MobileVit : small, yet significant

However, one recent paper discussing very small models has got me more excited than even the largest and beefiest of architectures that I mentioned above. The paper in question is MobileViT: Light-weight, General-purpose, and Mobile-friendly Vision Transformer.

Why you might ask, does a Vision Transformer model focusing on being light-weight mobile friendly is worthy of interest?

MobileVits put forward three compact networks. The smallest XXS has 1.3M parameters and 0.2 GFLOPs(top-1 69.0%), XS has 0.6 GFLOPs, 2.3M parameters and top-1 , 74.8% and finally the “largest”sibling S has 5.6M parameters and 1.1 GFLOPs with top-1 78.4% performance.

As a side note, It should be noted that the FLOPs numbers were not given in the original paper, so I used an independent implementation, and ran torchinfo on them at 256 by 256 to get the results. Although the authors justify this citing that even for similar FLOPs numbers the actual runtime or latency might vary wildly depending on the architecture and platform, I would have still appreciated an objective number to compare models by.

The paper emphasizes that latency, rather than FLOPs was the primary concern, and that FLOPs could be further reduced through other optimizations.

A quick look into the MobileVit architecture

MV2 blocks are used mainly for downsampling

All of the MobileVit models share the same general construction and differ only in hidden dimensions. From an input size of 256x256, a mix of 6 convolutional layers downsample the input into 32x32. Only the first layer is a vanilla 3x3 convolution and all subsequent layers are MobileNetV2 blocks with (downsampling blocks) or without a stride of 2.

A MobileVit block applies a transformer in a very specific way that the authors refer to as Transformers as Convolutions. The input tensor of dimension H x W x C first goes through a convolution of 3 x 3 (n x n, where n could be any number but the paper only ever discusses for the case n = 3) and a 1x1 kernel to arrive at a representation of dimension H x W x d. This tensor is divided into non overlapping patches of size h x w x d. Although h and w can be of various sizes (The paper discusses ablation studies for h=w values ranging from 2,3,4 and 8 and even differs them between stages) the final models settle for a uniform 2 x 2 x d.

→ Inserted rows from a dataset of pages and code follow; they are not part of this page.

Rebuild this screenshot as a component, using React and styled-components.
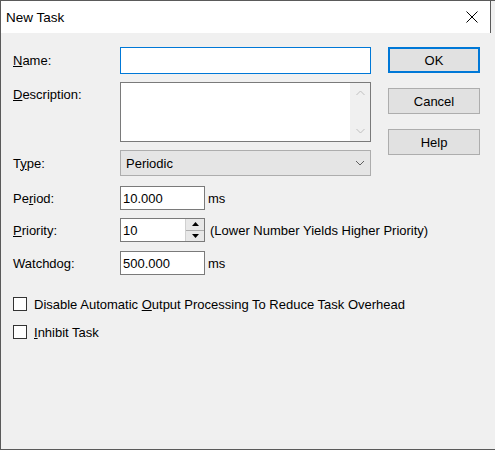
import React from "react";
import styled, { createGlobalStyle } from "styled-components";

const GlobalStyle = createGlobalStyle`
  html, body {
    margin: 0;
    padding: 0;
    background: #f0f0f0;
  }
  body {
    font-family: "Liberation Sans", Arial, sans-serif;
    font-size: 13px;
    color: #000;
  }
`;

const Window = styled.div`
  width: 495px;
  height: 450px;
  box-sizing: border-box;
  border-top: 1px solid #5a5a5a;
  border-left: 1px solid #5a5a5a;
  border-bottom: 1px solid #5a5a5a;
  background: #f0f0f0;
  display: flex;
  flex-direction: column;
  overflow: hidden;
`;

const TitleBar = styled.div`
  height: 32px;
  flex: 0 0 32px;
  width: 490px;
  box-sizing: border-box;
  background: #fff;
  border-right: 1px solid #5a5a5a;
  display: flex;
  align-items: center;
  justify-content: space-between;
  padding-left: 5px;
  font-size: 13.5px;
`;

const CloseButton = styled.div`
  width: 36px;
  height: 32px;
  display: flex;
  align-items: center;
  justify-content: center;
`;

const Body = styled.div`
  display: flex;
  padding: 14px 0 0 12px;
`;

const Form = styled.div`
  width: 359px;
  flex: 0 0 359px;
  display: flex;
  flex-direction: column;
`;

const Row = styled.div`
  display: flex;
  align-items: ${(p) => (p.$top ? "flex-start" : "center")};
  height: ${(p) => p.$h}px;
  margin-top: ${(p) => p.$mt || 0}px;
`;

const Label = styled.div`
  width: 107px;
  flex: 0 0 107px;
  padding-top: ${(p) => (p.$top ? 5 : 0)}px;
  white-space: nowrap;
`;

const Field = styled.div`
  box-sizing: border-box;
  width: ${(p) => p.$w}px;
  flex: 0 0 ${(p) => p.$w}px;
  height: 100%;
  background: #fff;
  border: 1px solid ${(p) => (p.$focus ? "#0078d7" : "#7a7a7a")};
  display: flex;
  align-items: center;
  padding-left: 2px;
`;

const TextArea = styled.div`
  box-sizing: border-box;
  width: 251px;
  flex: 0 0 251px;
  height: 100%;
  background: #fff;
  border: 1px solid #7a7a7a;
  display: flex;
  justify-content: flex-end;
`;

const ScrollBar = styled.div`
  width: 20px;
  height: 100%;
  background: #f0f0f0;
  display: flex;
  flex-direction: column;
  justify-content: space-between;
  align-items: center;
  padding: 7px 0;
  box-sizing: border-box;
`;

const Combo = styled.div`
  box-sizing: border-box;
  width: 251px;
  flex: 0 0 251px;
  height: 100%;
  background: #e5e5e5;
  border: 1px solid #adadad;
  display: flex;
  align-items: center;
  justify-content: space-between;
  padding: 0 5px 0 5px;
`;

const SpinBox = styled.div`
  box-sizing: border-box;
  width: 85px;
  flex: 0 0 85px;
  height: 100%;
  background: #fff;
  border: 1px solid #7a7a7a;
  display: flex;
  align-items: center;
  justify-content: space-between;
  padding-left: 2px;
`;

const SpinButtons = styled.div`
  width: 19px;
  height: 100%;
  display: flex;
  flex-direction: column;
  border-left: 1px solid #d0d0d0;
  box-sizing: border-box;
`;

const SpinHalf = styled.div`
  flex: 1;
  background: #e8e8e8;
  display: flex;
  align-items: center;
  justify-content: center;
  border-top: ${(p) => (p.$down ? "1px solid #adadad" : "none")};
`;

const Suffix = styled.div`
  margin-left: ${(p) => p.$ml || 3}px;
  white-space: nowrap;
`;

const CheckRow = styled.div`
  display: flex;
  align-items: center;
  height: 14px;
  margin-top: ${(p) => p.$mt}px;
  white-space: nowrap;
`;

const CheckBox = styled.div`
  width: 14px;
  height: 14px;
  flex: 0 0 14px;
  box-sizing: border-box;
  border: 1px solid #333;
  background: #fff;
  margin-right: 7px;
`;

const ButtonColumn = styled.div`
  margin-left: 16px;
  width: 92px;
  flex: 0 0 92px;
  display: flex;
  flex-direction: column;
  gap: 15px;
`;

const Button = styled.div`
  box-sizing: border-box;
  height: 26px;
  background: #e1e1e1;
  border: ${(p) => (p.$default ? "2px solid #0078d7" : "1px solid #adadad")};
  display: flex;
  align-items: center;
  justify-content: center;
`;

const Chevron = ({ up, color, w = 9 }) => (
  <svg width={w} height="6" viewBox="0 0 9 6">
    <path
      d={up ? "M0.5 5 L4.5 1 L8.5 5" : "M0.5 1 L4.5 5 L8.5 1"}
      fill="none"
      stroke={color}
      strokeWidth="1"
    />
  </svg>
);

const Triangle = ({ up }) => (
  <svg width="7" height="4" viewBox="0 0 7 4">
    <path d={up ? "M0 4 L3.5 0 L7 4 Z" : "M0 0 L3.5 4 L7 0 Z"} fill="#000" />
  </svg>
);

const App = () => {
  return (
    <>
      <GlobalStyle />
      <Window>
        <TitleBar>
          <span>New Task</span>
          <CloseButton>
            <svg width="12" height="12" viewBox="0 0 12 12">
              <path d="M0.5 0.5 L11.5 11.5 M11.5 0.5 L0.5 11.5" stroke="#000" strokeWidth="1" />
            </svg>
          </CloseButton>
        </TitleBar>
        <Body>
          <Form>
            <Row $h={27}>
              <Label>
                <u>N</u>ame:
              </Label>
              <Field $w={251} $focus />
            </Row>
            <Row $h={60} $mt={8} $top>
              <Label $top>
                <u>D</u>escription:
              </Label>
              <TextArea>
                <ScrollBar>
                  <Chevron up color="#bfbfbf" />
                  <Chevron color="#bfbfbf" />
                </ScrollBar>
              </TextArea>
            </Row>
            <Row $h={26} $mt={8}>
              <Label>
                T<u>y</u>pe:
              </Label>
              <Combo>
                <span>Periodic</span>
                <Chevron color="#606060" w={10} />
              </Combo>
            </Row>
            <Row $h={24} $mt={10}>
              <Label>
                Pe<u>r</u>iod:
              </Label>
              <Field $w={85}>10.000</Field>
              <Suffix>ms</Suffix>
            </Row>
            <Row $h={24} $mt={8}>
              <Label>
                <u>P</u>riority:
              </Label>
              <SpinBox>
                <span>10</span>
                <SpinButtons>
                  <SpinHalf>
                    <Triangle up />
                  </SpinHalf>
                  <SpinHalf $down>
                    <Triangle />
                  </SpinHalf>
                </SpinButtons>
              </SpinBox>
              <Suffix $ml={5}>(Lower Number Yields Higher Priority)</Suffix>
            </Row>
            <Row $h={24} $mt={9}>
              <Label>Watchdog:</Label>
              <Field $w={85}>500.000</Field>
              <Suffix>ms</Suffix>
            </Row>
            <CheckRow $mt={22}>
              <CheckBox />
              <span>
                Disable Automatic <u>O</u>utput Processing To Reduce Task Overhead
              </span>
            </CheckRow>
            <CheckRow $mt={14}>
              <CheckBox />
              <span>
                <u>I</u>nhibit Task
              </span>
            </CheckRow>
          </Form>
          <ButtonColumn>
            <Button $default>OK</Button>
            <Button>Cancel</Button>
            <Button>Help</Button>
          </ButtonColumn>
        </Body>
      </Window>
    </>
  );
};

export default App;
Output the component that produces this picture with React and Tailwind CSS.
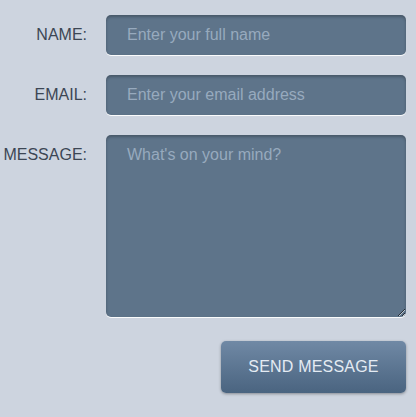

Each of the patches are now “Unfolded” forming an intermediate representation with P x N x d dimensions (where, P=w * h and N = H * W / P). On the representation, transformers are applied.

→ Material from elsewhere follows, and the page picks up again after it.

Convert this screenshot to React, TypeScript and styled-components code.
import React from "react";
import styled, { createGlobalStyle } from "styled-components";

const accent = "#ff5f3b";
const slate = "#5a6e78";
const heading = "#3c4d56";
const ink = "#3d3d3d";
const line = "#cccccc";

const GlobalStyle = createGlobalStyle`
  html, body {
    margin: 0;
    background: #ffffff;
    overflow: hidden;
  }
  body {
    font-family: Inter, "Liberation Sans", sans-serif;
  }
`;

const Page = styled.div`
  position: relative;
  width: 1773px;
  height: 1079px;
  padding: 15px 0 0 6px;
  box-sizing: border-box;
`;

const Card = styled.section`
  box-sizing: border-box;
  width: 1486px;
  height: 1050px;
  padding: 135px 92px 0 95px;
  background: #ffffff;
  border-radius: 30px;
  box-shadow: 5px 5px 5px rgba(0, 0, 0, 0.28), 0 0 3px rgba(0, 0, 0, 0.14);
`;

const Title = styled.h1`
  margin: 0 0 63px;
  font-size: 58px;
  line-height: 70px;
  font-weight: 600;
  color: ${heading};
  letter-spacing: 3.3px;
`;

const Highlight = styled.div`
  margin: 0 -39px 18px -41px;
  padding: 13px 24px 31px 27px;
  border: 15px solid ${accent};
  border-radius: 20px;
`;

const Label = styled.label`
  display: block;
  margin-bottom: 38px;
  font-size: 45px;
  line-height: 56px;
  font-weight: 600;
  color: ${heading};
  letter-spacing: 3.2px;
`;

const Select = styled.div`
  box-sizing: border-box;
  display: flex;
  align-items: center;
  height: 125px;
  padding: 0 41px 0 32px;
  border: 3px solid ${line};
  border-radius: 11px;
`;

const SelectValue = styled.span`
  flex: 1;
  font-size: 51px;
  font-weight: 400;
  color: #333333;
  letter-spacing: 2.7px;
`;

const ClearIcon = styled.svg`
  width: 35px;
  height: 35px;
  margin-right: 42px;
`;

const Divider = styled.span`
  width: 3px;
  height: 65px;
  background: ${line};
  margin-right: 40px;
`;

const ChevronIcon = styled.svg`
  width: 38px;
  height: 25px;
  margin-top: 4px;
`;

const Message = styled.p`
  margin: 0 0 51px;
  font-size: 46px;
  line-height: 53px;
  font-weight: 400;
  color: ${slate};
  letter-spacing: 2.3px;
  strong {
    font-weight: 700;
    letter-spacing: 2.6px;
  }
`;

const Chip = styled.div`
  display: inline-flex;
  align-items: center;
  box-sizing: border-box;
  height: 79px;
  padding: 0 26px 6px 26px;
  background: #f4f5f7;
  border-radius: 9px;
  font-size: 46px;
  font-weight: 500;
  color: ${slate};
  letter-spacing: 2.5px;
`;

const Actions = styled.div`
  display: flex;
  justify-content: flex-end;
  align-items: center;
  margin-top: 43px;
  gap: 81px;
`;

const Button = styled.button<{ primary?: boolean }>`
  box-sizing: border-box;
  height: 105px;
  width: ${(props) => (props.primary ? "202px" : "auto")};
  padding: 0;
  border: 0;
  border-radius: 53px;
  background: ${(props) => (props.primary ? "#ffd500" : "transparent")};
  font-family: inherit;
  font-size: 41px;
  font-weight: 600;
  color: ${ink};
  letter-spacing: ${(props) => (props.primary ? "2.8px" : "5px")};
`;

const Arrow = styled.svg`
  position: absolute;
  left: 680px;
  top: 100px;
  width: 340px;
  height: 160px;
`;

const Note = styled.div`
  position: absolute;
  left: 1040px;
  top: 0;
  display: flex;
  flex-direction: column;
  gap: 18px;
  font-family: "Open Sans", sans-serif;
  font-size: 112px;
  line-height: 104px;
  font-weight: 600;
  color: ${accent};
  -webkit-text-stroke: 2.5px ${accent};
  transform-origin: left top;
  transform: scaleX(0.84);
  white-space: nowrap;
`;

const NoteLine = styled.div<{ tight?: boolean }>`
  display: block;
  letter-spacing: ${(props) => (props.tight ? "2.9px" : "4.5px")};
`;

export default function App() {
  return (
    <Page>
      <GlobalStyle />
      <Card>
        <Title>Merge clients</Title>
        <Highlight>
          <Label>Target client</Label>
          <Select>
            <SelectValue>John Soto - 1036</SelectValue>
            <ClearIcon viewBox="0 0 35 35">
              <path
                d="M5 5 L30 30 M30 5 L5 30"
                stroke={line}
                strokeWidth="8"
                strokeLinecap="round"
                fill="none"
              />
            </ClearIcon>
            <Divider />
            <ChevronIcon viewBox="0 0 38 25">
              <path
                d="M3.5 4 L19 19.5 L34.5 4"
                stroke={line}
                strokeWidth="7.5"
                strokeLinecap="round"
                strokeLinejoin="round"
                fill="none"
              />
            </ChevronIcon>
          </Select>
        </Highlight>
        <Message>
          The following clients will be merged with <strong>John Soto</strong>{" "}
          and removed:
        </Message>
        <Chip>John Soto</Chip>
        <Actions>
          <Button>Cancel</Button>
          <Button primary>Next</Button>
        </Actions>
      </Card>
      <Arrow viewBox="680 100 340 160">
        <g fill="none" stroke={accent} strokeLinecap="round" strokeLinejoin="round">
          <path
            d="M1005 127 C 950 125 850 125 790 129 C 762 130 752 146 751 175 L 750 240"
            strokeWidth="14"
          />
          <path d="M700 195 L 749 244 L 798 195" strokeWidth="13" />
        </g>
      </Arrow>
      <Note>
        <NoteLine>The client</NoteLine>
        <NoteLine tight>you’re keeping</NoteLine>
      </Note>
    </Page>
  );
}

As things can be a bit difficult to follow, I will show you an example for the first MobileVit block in the XXS model.

For the first MobileVit block in XXS takes in a 32 x 32 x 48 tensor as input. This is first convolved by a 3 x 3 layer and then expanded into a 32 x 32 x 64 tensor by a 1 x 1 layer. This tensor is divided into 256 (32 x 32 / 4) individual 2(w) x 2(h) x 64 patches. The patches are each “unfolded” or flattened into 4 x 64 patches (or “tokens”). We now have 256, 4 x 64 patches. These patches are stacked into a 4 x 256 x 64 tensor and subsequently processed by a transformer for interpatch self attention.

After this, they are reformed into 32 x 32 x 64 as before going through the transformers, a 1x1 layer reforms them into the original input size of 32 x 32 x 48. A skip connection concatenates the original unprocessed input and we get 32 x 32 x 96 (input x 2). A final 3x3 convolution fuses them back to their original input size of 32 x 32 x 48

General purpose, not one trick pony

In image classification, Compared to other comparable lightweight CNNs of similar parameters or heavier CNNS scaled down, MobileViTs hold their own.

They also seem useful as backbones Across other vision tasks such as Object detection or semantic segmentation.

One point where ViTs are still stumped is the latency on mobile devices. Even the MobileVit put forward on the paper is around an order of magnitude slower than years old MobileNetV2 (0.92 ms vs 7.28ms) The paper does not describe the specific device, one can assume that it might be an iPhone with ARM based instructions considering the authors are affiliated with Apple. The authors believe that as mobile devices incorporate specialized kernels and hardware features to accelerate transformers, this short coming will be abridged.

Considering how prevalent transformers are in other architectures such as language models, which are also useful in mobile devices, I too am confident this day will soon arrive.

A hidden Gem?

Often, papers employ specialized training methods that are only utilized to train their own model while leaving other models meant for comparison untouched. This paper utilises a Multi-scale sampler and uses it to train many of the CNNs used for comparison and not only their own model.

Fine tuning with multiple different input sizes are a useful tool to enhance model generalization and sometimes a specific image size can be chosen to enhance capability (see : Fixing the train-test resolution discrepancy: FixEfficientNet). The Multi-scale Sampler furthers this idea by choosing multiple image sizes and appropriate corresponding batch sizes during training. Not only does this process reduce training time, it increases accuracy. It is intuitive, useful, and the effects are replicated in other models such as ResNet and MobileNetv2 too. Considering that the paper provides the source code for a Pytorch implementation in the paper itself, one can only hope this idea, as does its model catch on.

Conclusion

MobileViTs seem to be a strong counter example to the idea that CNNs are good for small models and ViTs are good for large models. It is a effective model that exceeds many areas of even the best of small CNNs. Although the mobile device latency leaves much to be desired, I am convinced that even that will change as hardware adapts to accomodate transformers in mobile and embedded devices.